4.4 De raad is van oordeel dat verweerder tuchtrechtelijk verwijtbaar heeft gehandeld. Hij had niet rechtstreeks telefonisch contact mogen opnemen met klaagster, die, zoals hij wist, werd bijgestaan door een advocaat. Bovendien betreft het hier een familiezaak, waarin de emoties hoog waren opgelopen. Dat had verweerder er des te meer van moeten weerhouden klaagster persoonlijk te benaderen.
4.5 Dit klachtonderdeel is derhalve gegrond.
5. Beoordeling klachtonderdelen (ii) t/m (iv)
5.1 De raad zal deze klachtonderdelen gezamenlijk beoordelen.
5.2 Klaagster en verweerder verschillen van mening omtrent de feiten, waardoor de raad de exacte gang van zaken niet kan vaststellen.
5.3 De beslissing of een advocaat de behandeling van een zaak overdraagt berust bij die advocaat en zijn cliënt.
5.4 Deze klachtonderdelen zijn derhalve ongegrond.
6. Maatregel
6.1 Gelet op het hiervoor ten aanzien van klachtonderdeel (i) overwogene is de raad van oordeel dat een maatregel dient te worden opgelegd. De raad acht de maatregel van enkele waarschuwing passend en geboden. Hoewel verweerder er blijk van heeft gegeven, dat hij de onjuistheid van zijn handelen inziet, is de raad van oordeel dat toch een maatregel moet worden opgelegd, omdat al eerder, in andere zaken, klachten tegen verweerder gegrond zijn verklaard.
BESLISSING
De raad van discipline:
verklaart klachtonderdeel (i) gegrond;
verklaart klachtonderdelen (ii), (iii) en (iv) ongegrond;
legt aan verweerder op de maatregel van enkele waarschuwing.
Aldus gewezen door mr. H. Brouwer, voorzitter, mrs. P.W.M. Huisman, R.P.F. van der Mark, M.L.F.J. Schyns, D.J.S. Voorhoeve, leden, met bijstand van mr. S. Baks als griffier en uitgesproken ter openbare zitting van 6 juni 2011.
voorzitter griffier
Deze beslissing is in afschrift op 6 juni 2011 per aangetekende brief verzonden aan:
klaagster
verweerder
de deken van de orde van advocaten in het arrondissement Amsterdam
de deken van de Nederlandse orde van advocaten.
Van deze beslissing kan hoger beroep bij het hof van discipline worden ingesteld door:
klaagster
verweerster
de deken van de orde van advocaten in het arrondissement Amsterdam
de deken van de Nederlandse orde van advocaten.
Het hoger beroep moet binnen een termijn van 30 dagen na verzending van de beslissing worden ingesteld door middel van indiening van een beroepschrift, waarin de gronden van het beroep zijn vermeld en van een motivering zijn voorzien.
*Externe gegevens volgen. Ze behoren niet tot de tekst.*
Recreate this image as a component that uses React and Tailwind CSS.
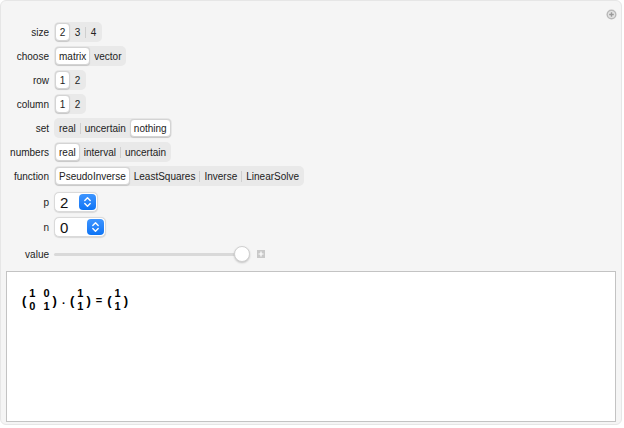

Het beroepschrift moet in zevenvoud worden ingediend tezamen met zes afschriften van de beslissing waarvan beroep.
De eerste dag van de termijn van 30 dagen is de dag volgend op de dag van de verzending van de beslissing. Uiterlijk op de dertigste dag van die termijn moet het beroepschrift dus in het bezit zijn van de griffie van het hof van discipline. Verlenging van de termijn van 30 dagen is niet mogelijk.
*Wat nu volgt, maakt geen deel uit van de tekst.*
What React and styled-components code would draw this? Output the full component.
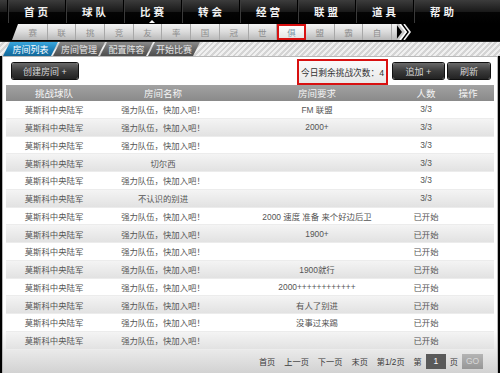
import React from "react";
import { styled, createGlobalStyle } from "styled-components";

const GlobalStyle = createGlobalStyle`
  html, body {
    margin: 0;
    padding: 0;
    background: #000;
  }
  body {
    font-family: "Liberation Sans", "Noto Sans CJK SC", sans-serif;
    width: 500px;
    height: 373px;
    overflow: hidden;
  }
`;

const Page = styled.div`
  width: 500px;
  height: 373px;
  display: flex;
  flex-direction: column;
`;

const TopNav = styled.div`
  height: 23px;
  display: flex;
  padding-left: 8px;
  background: linear-gradient(#3c3c3c, #1a1a1a 50%, #050505 51%, #000);
  position: relative;
`;

const NavItem = styled.div`
  width: 57px;
  display: flex;
  align-items: center;
  justify-content: center;
  color: #f2f2f2;
  font-size: 10.5px;
  font-weight: bold;
  letter-spacing: 3px;
  border-left: 1px solid #3a3a3a;
  box-shadow: -1px 0 0 #000;
  position: relative;
`;

const Pointer = styled.span`
  position: absolute;
  bottom: 0;
  left: 50%;
  margin-left: -5px;
  width: 0;
  height: 0;
  border-left: 3px solid transparent;
  border-right: 3px solid transparent;
  border-bottom: 3px solid #fff;
`;

const SubNav = styled.div`
  height: 18px;
  background: #000;
  display: flex;
  align-items: center;
  padding-left: 12px;
`;

const SubBar = styled.div`
  height: 16px;
  display: flex;
  padding-left: 7px;
  background: linear-gradient(#f4f4f4, #dadada 50%, #b8b8b8);
  clip-path: polygon(6px 0, 100% 0, 100% 100%, 0 100%);
`;

const SubItem = styled.div`
  width: 28.7px;
  box-sizing: border-box;
  display: flex;
  align-items: center;
  justify-content: center;
  font-size: 8.5px;
  color: ${(p) => (p.$active ? "#7d97a8" : "#8e8e8e")};
  border-right: 1px solid #a8a8a8;
  ${(p) =>
    p.$active &&
    `
    border: 2px solid #d81010;
    background: linear-gradient(#ffffff, #e4e4e4);
  `}
`;

const Chevron = styled.svg`
  display: block;
  margin-left: -1px;
`;

const TabRow = styled.div`
  height: 15px;
  display: flex;
  padding-left: 3px;
  background: repeating-linear-gradient(135deg, #f0f0f0 0 2px, #d4d4d4 2px 4px);
  border-top: 1px solid #222;
  box-sizing: border-box;
`;

const Tab = styled.div`
  width: ${(p) => p.$w}px;
  height: 14px;
  display: flex;
  align-items: center;
  justify-content: center;
  margin-right: -5px;
  font-size: 9px;
  color: ${(p) => (p.$active ? "#fff" : "#e6e6e6")};
  background: ${(p) =>
    p.$active
      ? "linear-gradient(#3aa6dc, #1b7fb8 55%, #146898)"
      : "linear-gradient(#8a8a8a, #666 55%, #4e4e4e)"};
  clip-path: polygon(7px 0, 100% 0, calc(100% - 7px) 100%, 0 100%);
`;

const Panel = styled.div`
  flex: 1;
  margin: 0 2px;
  border: 1px solid #b8b8b8;
  border-bottom: none;
  padding: 0 3px;
  display: flex;
  flex-direction: column;
  background: linear-gradient(#fff 86%, #d2d2d2);
`;

const Toolbar = styled.div`
  height: 28px;
  display: flex;
  align-items: center;
  padding: 0 4px 0 6px;
`;

const DarkButton = styled.div`
  width: ${(p) => p.$w}px;
  height: 16px;
  margin-left: ${(p) => p.$ml || 0}px;
  display: flex;
  align-items: center;
  justify-content: center;
  border-radius: 2px;
  font-size: 9px;
  color: #d8d8d8;
  background: linear-gradient(#6a6a6a, #3a3a3a 50%, #222);
  box-shadow: 0 0 0 1px #111;
`;

const Spacer = styled.div`
  flex: 1;
`;

const ChallengeBox = styled.div`
  width: 91px;
  height: 26px;
  box-sizing: border-box;
  border: 2px solid #d81010;
  display: flex;
  align-items: center;
  justify-content: center;
  font-size: 8.7px;
  color: #333;
  background: linear-gradient(#fafafa, #e8e8e8);
  align-self: flex-end;
`;

const Grid = styled.div`
  display: grid;
  grid-template-columns: 96px 122px 186px 32px 52px;
  align-items: center;
  text-align: center;
  white-space: nowrap;
`;

const HeadRow = styled(Grid)`
  height: 16px;
  background: linear-gradient(#a2a2a2, #8a8a8a);
  color: #f4f4f4;
  font-size: 9.5px;
`;

const Row = styled(Grid)`
  height: 17.75px;
  font-size: 8.4px;
  color: #555;
  box-sizing: border-box;
  border-bottom: 1px solid #ececec;
  background: ${(p) =>
    p.$odd ? "linear-gradient(#f4f4f4, #e2e2e2)" : "#fff"};
`;

const Footer = styled.div`
  flex: 1;
  display: flex;
  align-items: center;
  justify-content: flex-end;
  gap: 9px;
  padding-right: 11px;
  font-size: 8.2px;
  color: #3a3a3a;
`;

const PageInput = styled.div`
  width: 20px;
  height: 15px;
  margin: 0 -5px;
  display: flex;
  align-items: center;
  justify-content: center;
  background: #5a5a5a;
  color: #fff;
  font-size: 8.5px;
`;

const GoButton = styled.div`
  width: 21px;
  height: 15px;
  margin-left: -5px;
  display: flex;
  align-items: center;
  justify-content: center;
  background: linear-gradient(#b4b4b4, #969696);
  color: #d8d8d8;
  font-size: 8.5px;
`;

const navItems = ["首页", "球队", "比赛", "转会", "经营", "联盟", "道具", "帮助"];
const subItems = ["赛", "联", "挑", "竞", "友", "率", "国", "冠", "世", "俱", "盟", "霸", "自"];
const tabs = [
  { label: "房间列表", w: 55, active: true },
  { label: "房间管理", w: 52 },
  { label: "配置阵容", w: 53 },
  { label: "开始比赛", w: 52 },
];

const team = "莫斯科中央陆军";
const strong = "强力队伍，快加入吧！";
const rows = [
  [strong, "FM 联盟", "3/3"],
  [strong, "2000+", "3/3"],
  [strong, "", "3/3"],
  ["切尔西", "", "3/3"],
  [strong, "", "3/3"],
  ["不认识的别进", "", "3/3"],
  [strong, "2000 速度 准备 来个好边后卫", "已开始"],
  [strong, "1900+", "已开始"],
  [strong, "", "已开始"],
  [strong, "1900就行", "已开始"],
  [strong, "2000++++++++++++", "已开始"],
  [strong, "有人了别进", "已开始"],
  [strong, "没事过来踢", "已开始"],
  [strong, "", "已开始"],
];

const App = () => {
  return (
    <>
      <GlobalStyle />
      <Page>
        <TopNav>
          {navItems.map((n) => (
            <NavItem key={n}>
              {n}
              {n === "比赛" && <Pointer />}
            </NavItem>
          ))}
        </TopNav>
        <SubNav>
          <SubBar>
            {subItems.map((s) => (
              <SubItem key={s} $active={s === "俱"}>
                {s}
              </SubItem>
            ))}
            <div style={{ width: 5 }} />
          </SubBar>
          <Chevron width="16" height="16" viewBox="0 0 16 16">
            <polygon points="0,0 5,0 11,8 5,16 0,16 6,8" fill="#c8c8c8" />
            <polyline points="4,0 10,8 4,16" fill="none" stroke="#fff" strokeWidth="1.6" />
            <polyline points="8,0 14,8 8,16" fill="none" stroke="#f0f0f0" strokeWidth="1.6" />
          </Chevron>
        </SubNav>
        <TabRow>
          {tabs.map((t) => (
            <Tab key={t.label} $w={t.w} $active={t.active}>
              {t.label}
            </Tab>
          ))}
        </TabRow>
        <Panel>
          <Toolbar>
            <DarkButton $w={66}>创建房间 +</DarkButton>
            <Spacer />
            <ChallengeBox>今日剩余挑战次数：4</ChallengeBox>
            <DarkButton $w={51} $ml={5}>追加 +</DarkButton>
            <DarkButton $w={42} $ml={4}>刷新</DarkButton>
          </Toolbar>
          <HeadRow>
            <span>挑战球队</span>
            <span>房间名称</span>
            <span>房间要求</span>
            <span>人数</span>
            <span>操作</span>
          </HeadRow>
          {rows.map((r, i) => (
            <Row key={i} $odd={i % 2 === 1}>
              <span>{team}</span>
              <span>{r[0]}</span>
              <span>{r[1]}</span>
              <span>{r[2]}</span>
              <span></span>
            </Row>
          ))}
          <Footer>
            <span>首页</span>
            <span>上一页</span>
            <span>下一页</span>
            <span>末页</span>
            <span>第1/2页</span>
            <span>第</span>
            <PageInput>1</PageInput>
            <span>页</span>
            <GoButton>GO</GoButton>
          </Footer>
        </Panel>
      </Page>
    </>
  );
};

export default App;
Het beroepschrift kan op de volgende wijzen worden ingediend bij het hof van discipline:
Per post
Het postadres van de griffie van het hof van discipline is: Postbus 132, 4840 AC Prinsenbeek;
Bezorging
De griffie van het hof van discipline is gevestigd aan het adres Markt 44, 4841 AC Prinsenbeek. Bezorging kan uitsluitend plaatsvinden op de gebruikelijke werkdagen tijdens de gebruikelijke kantooruren;
Per fax
Het faxnummer van het hof van discipline is 076 – 548 4608. Tegelijkertijd met de indiening per fax dienen de originele stukken in het vereiste aantal per post te worden gezonden aan de griffie van het hof van discipline.
Voor telefonische informatie is de griffie van het hof van discipline bereikbaar onder telefoonnummer 076 - 548 4607.